To cast such a duty on a mere servant would not only be inconsistent with his position but may give rise to other serious difficulties. There is no evidence even to show that the truck belonged to the main accused and this accused was in his regular employ. In any case there is nothing to show that he was present at the time of loading and knew that the chira bags were placed underneath so as to cover them by the bags containing chillies. In these circumstances it cannot be presumed that he was knowingly helping the main accused in his attempt to smuggle the chira, and in any case, the benefit of doubt must go to him. His acquittal should not therefore be interfered with.

10. But the same cannot be said as regards the other accused. It is impossible to accept that he was not aware of the whole position or that he did not know that the permit under colour of which he wanted to act, had already expired. A permit in the name of another person cannot be used by a different person is more than obvious. The very fact that the chira was hidden by the chilli bags goes to show a guilty conscience. Ignorance of law is no excuse, and it was incumbent upon him that before proceeding he saw that he had a proper permit.

He did not have one and was aware of it is Suite evident from the circumstances present.
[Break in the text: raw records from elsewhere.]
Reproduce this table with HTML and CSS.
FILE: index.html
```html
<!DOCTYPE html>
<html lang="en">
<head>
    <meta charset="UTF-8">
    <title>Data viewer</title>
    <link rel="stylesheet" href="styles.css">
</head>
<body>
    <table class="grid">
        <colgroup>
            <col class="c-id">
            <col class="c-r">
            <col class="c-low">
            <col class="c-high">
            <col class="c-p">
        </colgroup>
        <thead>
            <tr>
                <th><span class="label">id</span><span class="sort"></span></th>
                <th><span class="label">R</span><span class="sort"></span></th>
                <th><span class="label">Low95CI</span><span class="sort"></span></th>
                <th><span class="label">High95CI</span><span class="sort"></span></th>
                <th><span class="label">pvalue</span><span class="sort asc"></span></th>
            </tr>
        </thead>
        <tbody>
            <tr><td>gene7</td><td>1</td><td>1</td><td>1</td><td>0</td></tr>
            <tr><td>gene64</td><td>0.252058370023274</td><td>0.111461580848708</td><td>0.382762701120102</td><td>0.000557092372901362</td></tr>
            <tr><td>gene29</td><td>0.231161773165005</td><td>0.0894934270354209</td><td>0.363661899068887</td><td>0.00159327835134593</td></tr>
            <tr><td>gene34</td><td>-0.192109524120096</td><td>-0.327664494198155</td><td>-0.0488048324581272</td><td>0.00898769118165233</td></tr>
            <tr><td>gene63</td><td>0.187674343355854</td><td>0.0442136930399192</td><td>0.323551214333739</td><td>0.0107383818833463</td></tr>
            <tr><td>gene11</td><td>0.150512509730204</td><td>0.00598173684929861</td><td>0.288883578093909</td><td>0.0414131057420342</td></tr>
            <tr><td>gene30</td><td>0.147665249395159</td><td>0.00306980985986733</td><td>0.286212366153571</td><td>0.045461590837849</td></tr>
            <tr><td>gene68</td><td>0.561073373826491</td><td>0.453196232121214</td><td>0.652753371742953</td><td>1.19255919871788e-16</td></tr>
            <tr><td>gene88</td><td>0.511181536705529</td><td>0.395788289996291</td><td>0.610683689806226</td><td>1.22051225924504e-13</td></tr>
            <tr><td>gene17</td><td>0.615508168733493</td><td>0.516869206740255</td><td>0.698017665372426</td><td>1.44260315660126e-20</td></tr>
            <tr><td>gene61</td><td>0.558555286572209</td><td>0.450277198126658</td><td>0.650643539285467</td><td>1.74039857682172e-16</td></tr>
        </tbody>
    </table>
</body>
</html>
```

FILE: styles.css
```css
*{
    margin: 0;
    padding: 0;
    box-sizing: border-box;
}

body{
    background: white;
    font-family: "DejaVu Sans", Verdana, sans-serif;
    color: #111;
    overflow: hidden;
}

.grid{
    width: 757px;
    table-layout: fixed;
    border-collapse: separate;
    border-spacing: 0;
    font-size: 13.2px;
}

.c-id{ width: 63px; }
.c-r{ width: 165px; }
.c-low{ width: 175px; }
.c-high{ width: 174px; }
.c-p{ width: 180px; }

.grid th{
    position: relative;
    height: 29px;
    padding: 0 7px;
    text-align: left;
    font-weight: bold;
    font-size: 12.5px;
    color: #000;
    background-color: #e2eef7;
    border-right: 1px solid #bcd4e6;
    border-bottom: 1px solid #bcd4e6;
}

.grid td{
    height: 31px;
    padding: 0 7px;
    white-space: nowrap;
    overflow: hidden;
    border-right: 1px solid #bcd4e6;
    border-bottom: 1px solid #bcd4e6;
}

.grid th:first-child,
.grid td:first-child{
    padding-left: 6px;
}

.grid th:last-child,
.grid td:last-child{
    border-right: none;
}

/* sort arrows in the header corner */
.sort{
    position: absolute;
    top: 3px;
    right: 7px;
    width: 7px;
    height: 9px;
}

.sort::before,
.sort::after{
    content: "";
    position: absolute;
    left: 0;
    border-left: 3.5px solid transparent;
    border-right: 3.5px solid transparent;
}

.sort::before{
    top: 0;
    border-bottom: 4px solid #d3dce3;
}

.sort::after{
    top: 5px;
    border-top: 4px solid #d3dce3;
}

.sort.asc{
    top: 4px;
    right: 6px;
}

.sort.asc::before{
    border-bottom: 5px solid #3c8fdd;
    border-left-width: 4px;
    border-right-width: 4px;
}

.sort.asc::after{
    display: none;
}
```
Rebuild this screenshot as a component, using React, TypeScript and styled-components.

Thus the presence of a criminal intention was fully established against the accused Chunilal and the learned Magistrate clearly erred in taking a different view, and relying for it on a story which was advanced for the first time in the course of arguments, and was not supported by any evidence.

11. But in my opinion on the above facts this accused cannot be convicted for an attempt to export outside the State (now territory) in contravention of Section 3(1), but can be convicted only of an attempt to transport beyond Kangpokpi, in contravention of the 'provisions of Sub-section (2) of the said Section 3. For crossing the boundary of Manipur, it was necessary to travel a further about 40 miles beyond Kangpokpi and therefore the accused must be given the benefit of the doubt that he might have repented and changed his mind before he reached the Assam boundary. In that case he could be only accused of a preparation but not of an attempt to transport into the State of Assam, and preparation alone is not punishable.

12. I therefore convict the accused Chunilal of an attempt to transport the chira in contravention of the provisions of Section 3(2) of the Manipur Food Grains (Movement) Control Order, 1956, punishable under Section 7 of the Essential Commodities Act, 1955.

13. As regards punishment I think that in the circumstances of the case, and the fact that I propose to order forfeiture of the entire quantity of the chira, a punishment of fine only will meet the ends of justice.

14. The accused is a young man, and it is his first offence I was told in the course of the arguments that the permit in question is in the name of a relation of his and their business is joint. There is however no evidence in support (except that the surname of the accused and that of the person in whose name the permit was issued are the same), but it is not unlikely that it might be so, and that is the reason how he was carrying the permit with him. Again the expired permit was for 760 maunds of chira, while the quantity carried by the accused was only 70 maunds, and in the circumstances present it may not have been at all difficult to obtain a fresh or new permit for it, but that course was most probably not adopted for want of time or some such other reason.

15. I therefore sentence the accused Chunilal Saraogi to pay a fine of Rs. 250/- or in default to undergo R. I. for a period of 4 months. The entire chira with the bags shall be forfeited to the Government. The appeal as against the other accused fails and is dismissed.